Iraqis walk past the damaged shrine following an explosion in Samarra, 95 kilometers (60 miles) north of Baghdad, Feb. 22, 2006 (AP)

Iraqis walk past the damaged shrine following an explosion in Samarra, 95 kilometers (60 miles) north of Baghdad, Feb. 22, 2006 (AP)

BAGHDAD, (Reuters) – Fifty-three people were killed in Baghdad in the 24 hours since the bombing of a major Shi’ite shrine sparked the worst sectarian violence the country has seen since the fall of Saddam Hussein, police said on Thursday.

Gunmen sprayed a Sunni mosque in the city of Baquba, northeast of the capital, killing one person in the latest of dozens of such incidents that have left religious and political leaders scrambling to halt a descent into all-out civil war.

Most of the people killed in Baghdad were Arab Sunnis who were attacked at mosques, police said.

Three journalists working for Al-Arabiya television were found shot dead after being attacked while filming in Samarra, where the bloodless but highly symbolic bombing of the Golden Mosque at dawn on Wednesday provoked widespread protest.

In the bloodiest apparent reprisal for the attack on one of Shi’ite Islam’s holiest site, men in police uniform seized 12 Sunni rebel suspects, including two Egyptians, from a prison in the mainly Shi’ite city of Basra and killed 11 of them.

President Jalal Talabani summoned leaders of all sides to a summit at 10:30 a.m. (0730 GMT) after the bombing provoked outrage among majority Shi’ites that surpassed the anger caused by thousands of killings by Sunni militants since U.S. forces toppled Saddam’s Sunni-dominated government three years ago.

One man just stood silently inside the gutted Abdel Rahman mosque in central Baghdad. A veiled woman said she saw assailants throw grenades at the Sunni mosque and then open fire and set it alight. It was one of several badly damaged overnight.

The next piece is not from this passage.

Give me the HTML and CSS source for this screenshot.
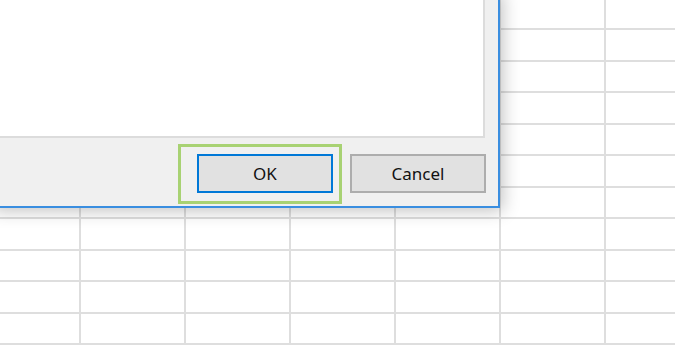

U.S. President George W. Bush, whose diplomats and military commanders are pressing Shi’ite leaders to accept Sunnis in a national unity government after they took part in an election in December, urged Iraqis not to rise to the bait of what U.S. and Iraqi officials called an al Qaeda attempt to fuel civil strife.

“Violence will only contribute to what the terrorists sought to achieve,” he said in a statement, as 130,000 U.S. troops stood by to back up Iraq’s new security forces and keep order.

A policeman guarding a Sunni mosque in the southern Shi’ite city of Diwaniya was killed in an attack by Shi’ite militants. Three Sunni clerics were among those killed on Wednesday.

The United Nations Security Council, rarely able to find a common voice on Iraq since its bitter divisions over the U.S. invasion in 2003, sounded a note of alarm in calling on Iraqis to rally behind a non-sectarian government.

“The members of the Security Council understand the anguish caused by the attacks but urge the people of Iraq to defy its perpetrators by showing restraint and unity,” it said.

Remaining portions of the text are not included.